Already the environment is suffering as a consequence of wildlife tourism.  The demand for wildlife packages has created a boom in hotel and resort construction, particularly on rainforest or mangrove forest lands.  This development contributes to deforestation and serves to narrow the expanse of natural habitat available to animals.  

Directly affecting animals and their habitat is the issue of disturbance.  Wildlife viewing can disrupt feeding or nesting sites, disturb breeding patterns or scare away animals.  In Kenya, for example, tourist presence drives cheetahs off their reserves, increasing the risk of inbreeding and thus further endangering the species. For other animals disturbance can have the opposite, but equally as damaging affect; they acclimate to the presence of humans, making them more vulnerable to poachers and more likely to enter human settlements.  Animals that are distracted by the presence of tourists are made more vulnerable to their predators.  For some animals, for example Canada's harp seals, disturbance has also been found to cause a decline in the attendance of adults to their young.  

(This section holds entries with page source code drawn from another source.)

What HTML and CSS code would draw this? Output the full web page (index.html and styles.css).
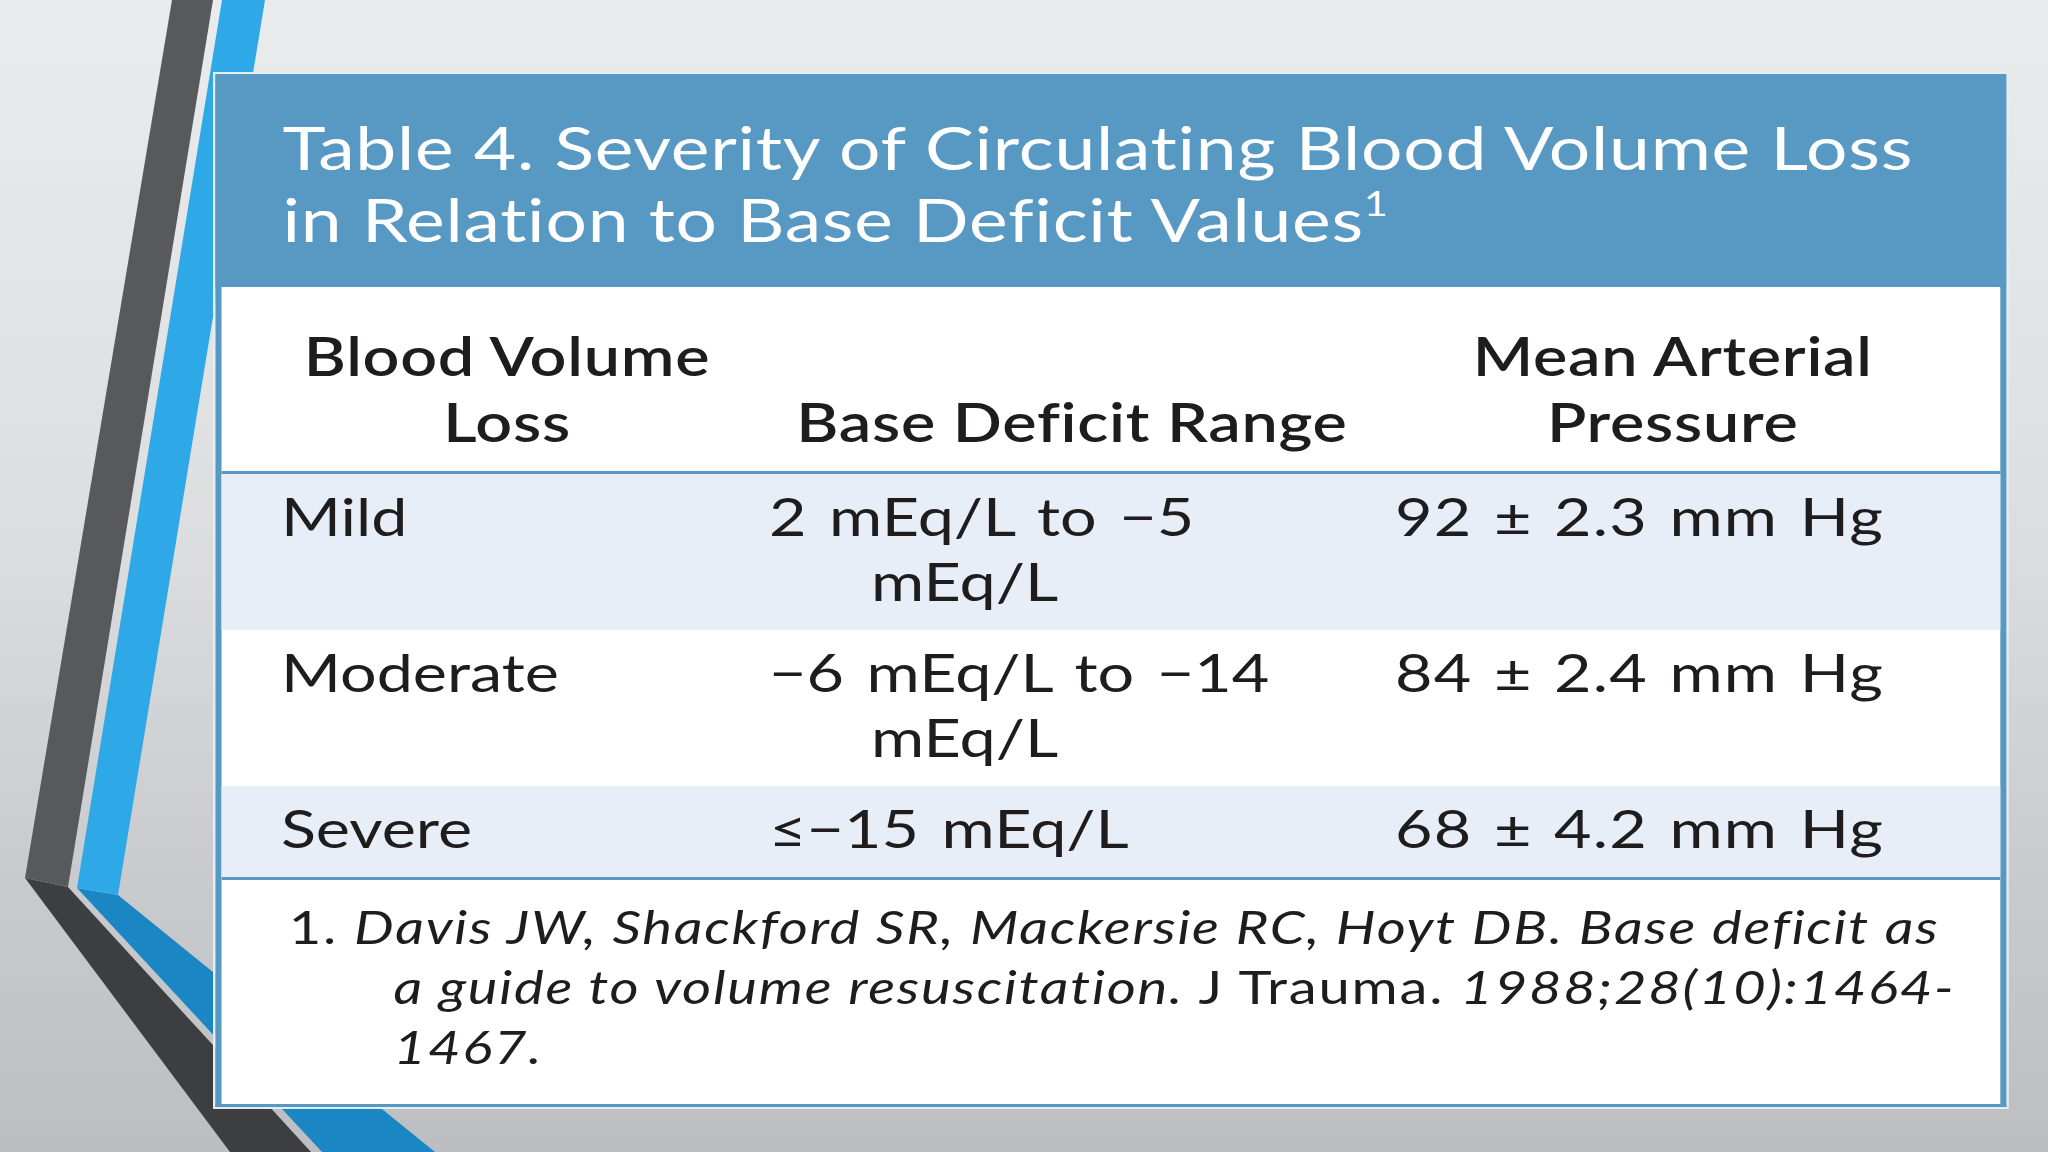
FILE: index.html
```html
<!DOCTYPE html>
<html lang="en">
<head>
<meta charset="utf-8">
<title>Table 4</title>
<link rel="stylesheet" href="styles.css">
</head>
<body>
<svg class="deco" width="2048" height="1152" viewBox="0 0 2048 1152" aria-hidden="true">
  <polygon points="230,1152 311,1152 68,887 25,878" fill="#3d3e40"/>
  <polygon points="172,0 213,0 68,887 25,878" fill="#58595b"/>
  <polygon points="77,888 118,895 435,1152 322,1152" fill="#1b86c4"/>
  <polygon points="222,0 265,0 118,895 77,888" fill="#2ea8e6"/>
</svg>
<main class="slide">
  <section class="panel">
    <header class="title">
      <h1>Table 4. Severity of Circulating Blood Volume Loss<br>in Relation to Base Deficit Values<sup>1</sup></h1>
    </header>
    <div class="tbody">
      <div class="row head">
        <div class="th c1">Blood Volume<br>Loss</div>
        <div class="th c2">Base Deficit Range</div>
        <div class="th c3">Mean Arterial<br>Pressure</div>
      </div>
      <div class="row shade">
        <div class="td c1">Mild</div>
        <div class="td c2 hang">2 mEq/L to −5<br>mEq/L</div>
        <div class="td c3">92 ± 2.3 mm Hg</div>
      </div>
      <div class="row">
        <div class="td c1">Moderate</div>
        <div class="td c2 hang">−6 mEq/L to −14<br>mEq/L</div>
        <div class="td c3">84 ± 2.4 mm Hg</div>
      </div>
      <div class="row shade last">
        <div class="td c1">Severe</div>
        <div class="td c2 hang">≤−15 mEq/L</div>
        <div class="td c3">68 ± 4.2 mm Hg</div>
      </div>
      <p class="note">1. <i>Davis JW, Shackford SR, Mackersie RC, Hoyt DB. Base deficit as<br>a guide to volume resuscitation.</i> J Trauma. <i>1988;28(10):1464-<br>1467.</i></p>
    </div>
  </section>
</main>
</body>
</html>
```
FILE: styles.css
```css
html, body {
  margin: 0;
  padding: 0;
}
body {
  width: 2048px;
  height: 1152px;
  overflow: hidden;
  position: relative;
  background: linear-gradient(180deg, #e9ebec 0%, #dcdee0 45%, #c9cbce 75%, #bcbec1 100%);
  font-family: Lato, "Noto Sans", sans-serif;
  color: #1f1c1d;
}
.deco {
  position: absolute;
  left: 0;
  top: 0;
  display: block;
}
.slide {
  position: relative;
  padding: 72px 0 0 213px;
}
.panel {
  width: 1472px;
  box-sizing: border-box;
  border: 2px solid #e2edf4;
  transform: scaleX(1.22);
  transform-origin: 0 0;
}
.title {
  background: #5899c3;
  padding: 37px 0 32px 55px;
}
.title h1 {
  margin: 0;
  font-size: 60px;
  line-height: 72px;
  font-weight: 400;
  letter-spacing: 0.6px;
  color: #ffffff;
  white-space: nowrap;
}
.title sup {
  font-size: 34px;
  line-height: 0;
  vertical-align: 26px;
}
.tbody {
  background: #ffffff;
  border-left: 5px solid #5899c3;
  border-right: 5px solid #5899c3;
  border-bottom: 3px solid #5899c3;
}
.row {
  display: grid;
  grid-template-columns: 448.7px 513.2px 1fr;
  font-size: 53px;
  line-height: 65px;
  padding: 9px 0 17px;
  white-space: nowrap;
}
.row.head {
  align-items: end;
  line-height: 66px;
  padding: 36px 0 16px;
  border-bottom: 3px solid #5899c3;
}
.row.shade {
  background: #e8eef7;
}
.row.last {
  border-bottom: 3px solid #5899c3;
}
.th {
  font-weight: 600;
  text-align: center;
  letter-spacing: 0.6px;
}
.th.c1 { padding: 0 29.4px 0 48.7px; }
.th.c2 { padding: 0 16.4px 0 0; }
.th.c3 { padding: 0 40.9px 0 0; }
.td.c1 { padding-left: 48.7px; }
.td.c2 { word-spacing: 5px; }
.td.c3 {
  letter-spacing: 1px;
  word-spacing: 3px;
}
.td.hang {
  padding-left: 83.6px;
  text-indent: -83.6px;
}
.note {
  margin: 0;
  font-size: 46px;
  line-height: 60px;
  letter-spacing: 1.45px;
  padding: 17px 0 27px 141px;
  text-indent: -86px;
  white-space: nowrap;
}
.note i {
  font-style: italic;
}
```
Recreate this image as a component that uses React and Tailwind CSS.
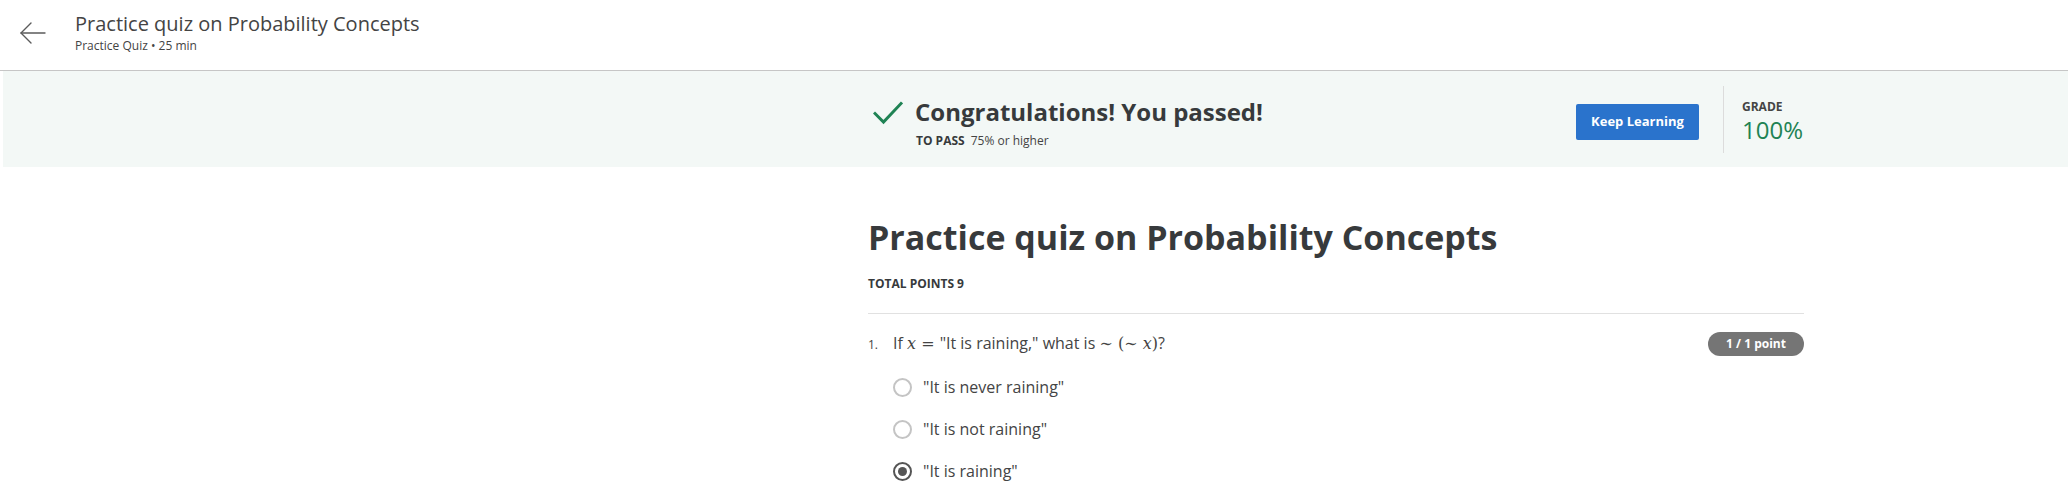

According to a 2006 report by the United Nations Environment Programme (UNEP) / Convention on Migratory Species (CMS), such adverse effects can be avoided or minimised, providing that sufficient resources and funds are available for effective management, and that tourism development is subject to proper planning controls and limits. For example  'limiting visitor numbers and accompanying visitor groups with trained guides helps to minimise the direct disturbance of wildlife; and walkways can be installed to reduce habitat damage from trampling by visitors in heavily visited areas. Tourism facilities can be planned so that they are situated well away from sensitive areas for wildlife, and overall development kept within clear limits that are established to prevent unacceptable impacts.'

Limits such as these need to be sought after by tourists, not just expected.    Consumer power dictates the tourist industry; if tourists want real conservation then that is what they will get.  But it is up to the individual to insist on this.  When planning your wildlife-watching trip it is important to thoroughly research the tour company you intend to use.  If their operation is motivated by conservation and managed in a way that acts in the best interest of the animals, and indeed of the local community, then you -and the future of the animals-are in good hands. 

Wildlife tourism certainly has its negatives.  However if wildlife-watching is managed in a way that is compatible to the conservation of wild animals then sustainable growth of the industry is viable. While curiosity continues to drive demand, it does not altogether threaten to kill the cat.  

This article was published in the Trinity News November 2010.